Local doula Amber Gould recently took to a Squamish housing Facebook page to vent her own frustration at being unable to find an affordable and suitable rental and asked others to share their stories.  She was inundated with stories of people in her situation or worse, she said. 

“Many people in our age group, early 30s, are in the same position,” she said.  “A lot of us are working in some kind of service industry job and this is the situation for many of my friends and my professional friends.”

Gould works several jobs, but said she has found it impossible to find an affordable rental now that she and her partner have outgrown their current room in a house. In 2012 she rented a three-bedroom place for about $900 a month and now similar-sized units are advertised at upwards of $1,900 a month.

Gould said the lack of affordable housing is causing a change in social equity in Squamish, turning it into a place where only the wealthier classes can make a home. 

“People are feeling disenfranchised and they’re feeling as if because they’re in a certain socio-economic bracket they are no longer qualified to live in Squamish,” she said. 

Valuable members of the community are struggling to stay in the district, she said. 

Hayley Read, 31, was raised in Squamish and teaches children piano full time out of her home. She currently has a place to live and work, but the owners have put the unit up for sale. 

“In any community I think it is going to be a challenge to find a place that is suitable for teaching.
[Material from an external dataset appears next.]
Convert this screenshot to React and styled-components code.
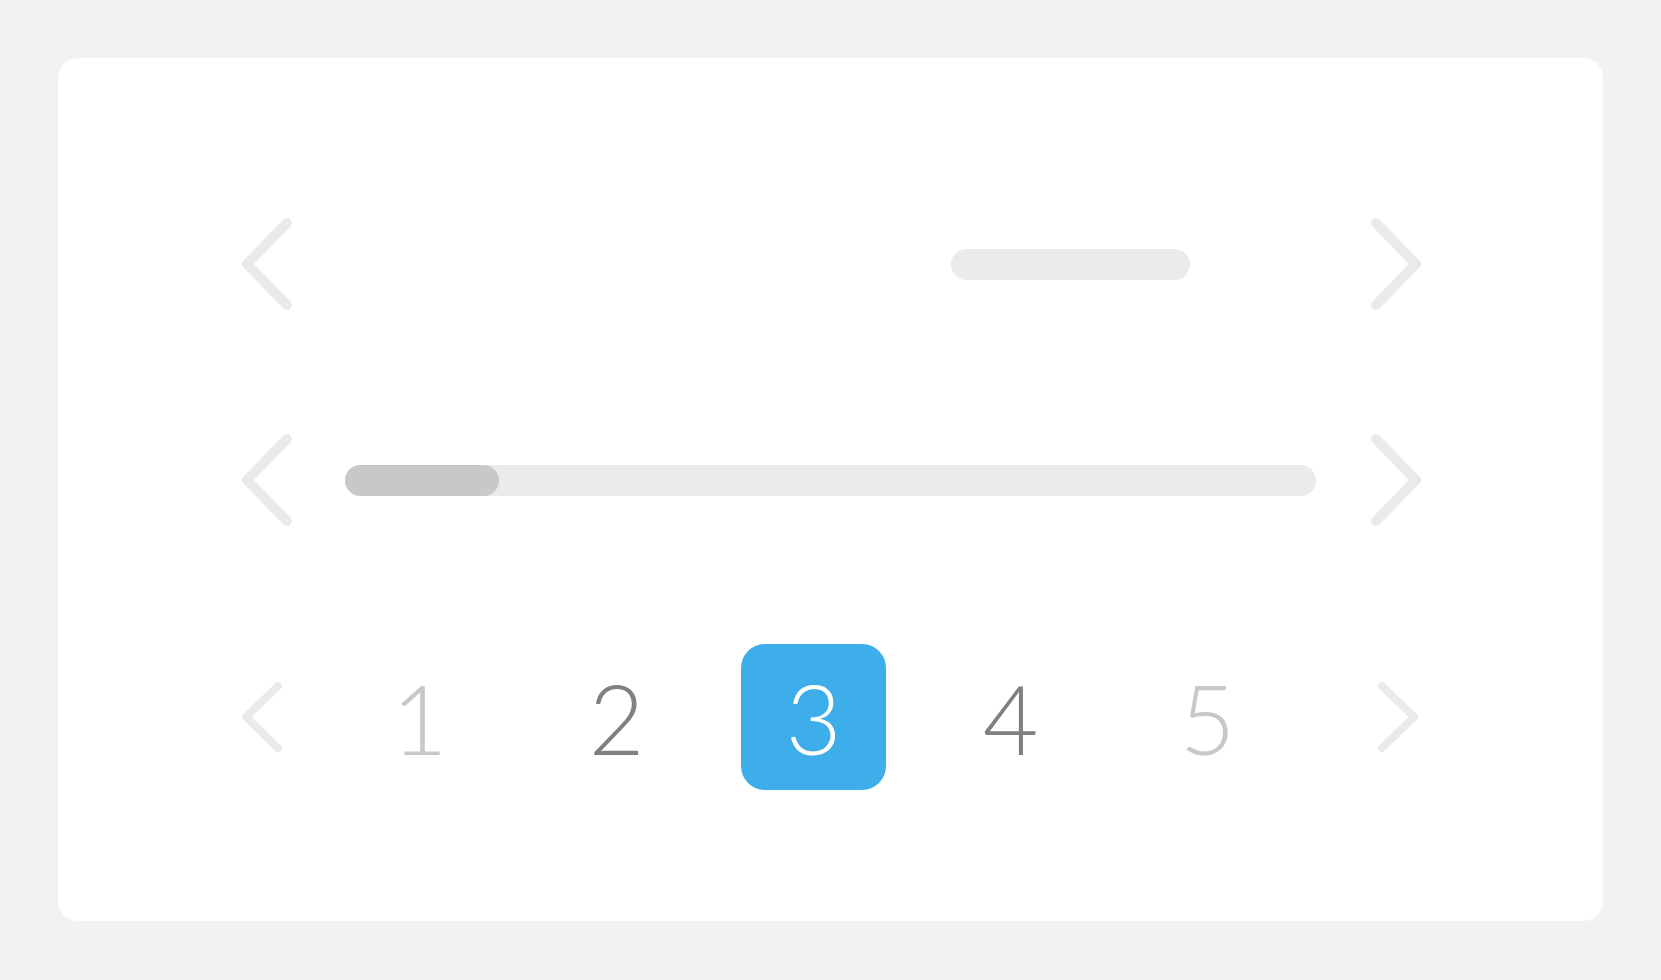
import React from 'react';
import styled, { createGlobalStyle } from 'styled-components';

const GlobalStyle = createGlobalStyle`
    html, body {
        margin: 0;
        padding: 0;
        background: #f2f2f2;
    }
    body {
        font-family: "Lato", "Open Sans", sans-serif;
    }
`;

const Chevron = ({ dir = 'left', big = true }) => {
    const w = big ? 50 : 40;
    const h = big ? 92 : 70;
    const s = big ? 10 : 8;
    const half = s / 2;
    const d = dir === 'left'
        ? `M${w - half} ${half} L${half} ${h / 2} L${w - half} ${h - half}`
        : `M${half} ${half} L${w - half} ${h / 2} L${half} ${h - half}`;
    return (
        <svg width={w} height={h} viewBox={`0 0 ${w} ${h}`}>
            <path d={d} fill="none" stroke="#eaeaea" strokeWidth={s} strokeLinecap="round" strokeLinejoin="round" />
        </svg>
    );
};

const App = () => {
    return (
        <>
            <GlobalStyle />
            <Page>
                <Card>
                    <Row>
                        <Chevron dir="left" />
                        <Track>
                            <Thumb start={62.4} size={24.6} />
                        </Track>
                        <Chevron dir="right" />
                    </Row>
                    <Row>
                        <Chevron dir="left" />
                        <Track filled>
                            <Thumb start={0} size={15.9} dark />
                        </Track>
                        <Chevron dir="right" />
                    </Row>
                    <Pager>
                        <Chevron dir="left" big={false} />
                        <Pages>
                            <PageItem tone="light">1</PageItem>
                            <PageItem tone="dark">2</PageItem>
                            <PageItem active>3</PageItem>
                            <PageItem tone="dark">4</PageItem>
                            <PageItem tone="light">5</PageItem>
                        </Pages>
                        <NextSlot>
                            <Chevron dir="right" big={false} />
                        </NextSlot>
                    </Pager>
                </Card>
            </Page>
        </>
    );
};

export default App;

const Page = styled.div`
    width: 100%;
    height: 980px;
    padding-top: 58px;
    box-sizing: border-box;
`;

const Card = styled.div`
    width: 1545px;
    height: 863px;
    margin: 0 auto;
    box-sizing: border-box;
    background: #ffffff;
    border-radius: 20px;
    padding: 160px 182px 0 184px;
    display: flex;
    flex-direction: column;
`;

const Row = styled.div`
    display: flex;
    align-items: center;
    height: 92px;
    margin-bottom: 124px;

    & + & {
        margin-bottom: 118px;
    }

    svg {
        flex-shrink: 0;
    }
`;

const Track = styled.div`
    flex: 1;
    height: 31px;
    margin: 0 55px 0 53px;
    border-radius: 16px;
    background: ${p => (p.filled ? '#ebebeb' : 'transparent')};
`;

const Thumb = styled.div`
    height: 100%;
    width: ${p => p.size}%;
    margin-left: ${p => p.start}%;
    border-radius: 16px;
    background: ${p => (p.dark ? '#c8c8c8' : '#ebebeb')};
`;

const Pager = styled.div`
    display: flex;
    align-items: center;
    height: 146px;
`;

const Pages = styled.div`
    display: flex;
    gap: 52px;
    margin-left: 65px;
`;

const PageItem = styled.div`
    width: 145px;
    height: 146px;
    border-radius: 24px;
    display: flex;
    align-items: center;
    justify-content: center;
    font-size: 96px;
    font-weight: 300;
    line-height: 1;
    padding-top: 2px;
    box-sizing: border-box;
    background: ${p => (p.active ? '#3daeea' : 'transparent')};
    color: ${p => (p.active ? '#ffffff' : p.tone === 'dark' ? '#808080' : '#c8c8c8')};
`;

const NextSlot = styled.div`
    margin-left: auto;
    margin-right: 3px;
    display: flex;
`;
There are the noise concerns and the coming and going,” she said. 

“In Squamish, with there being hardly any options for anyone my chances are even tougher.” 

Read said she fears if she can’t find something when her landlords sell, she’ll have to give up teaching her 45 students and abandon her growing waitlist of children who also want lessons.

“[Teaching] is definitely something that adds value to the community,” she said. 

Jennifer Petri and her husband Ben Gaitskell, who is manager and chef at the Naked Lunch eatery in downtown Squamish, are thinking it may be time to leave.

Though Gaitskell grew up in Squamish and loves his job, Petri said with three children and two pets, finding suitable housing has been an exercise in frustration. 

“It’s next to impossible.”  

The family is currently living in a one bedroom and den condo for $1,350 a month, but their landlords are selling the unit. 

The family is looking at moving to Penticton, where they lived previously and where a five-bedroom house rents for $1,500 a month, she said.

Gould said her anger and sadness over the stories she has been hearing led her to organize a Squamish Tenants’ Association. 

The group has its own Facebook page, started June 21, that already has over 100 members. 

The association will seek solutions, provide information on tenants’ rights and advocate on behalf of renters, among other things, Gould said. 

She has been in contact with the district and arrangements are being made for her and other group members to present to the district’s housing task force in July.

Councillor Jason Blackman-Wulff, chair of the task force, said he looks forward to hearing what the members of the group have to say and what creative solutions they may bring to the table.

He said one of the problems is that because there is no longer a long-form census in Canada, it is hard for local governments and developers to get a sense of what the need is. 

“I’m hoping that we will be able to start collecting some data from the tenants’ association as they are talking to people in the community and finding out what are some of the challenges for people,” he said. “One of the biggest things we can do is ensure that there is a good supply out there. Whenever you have really, really low vacancy rates that is when you start to have issues, so we need to make sure as a district that we have control over land use decisions and rezoning and things of that nature to make sure that the supply is coming on and make sure that the supply is going to meet people’s needs.”

Gould said she is hopeful solutions can be found through collaboration. 

This story has been modified since it was first posted.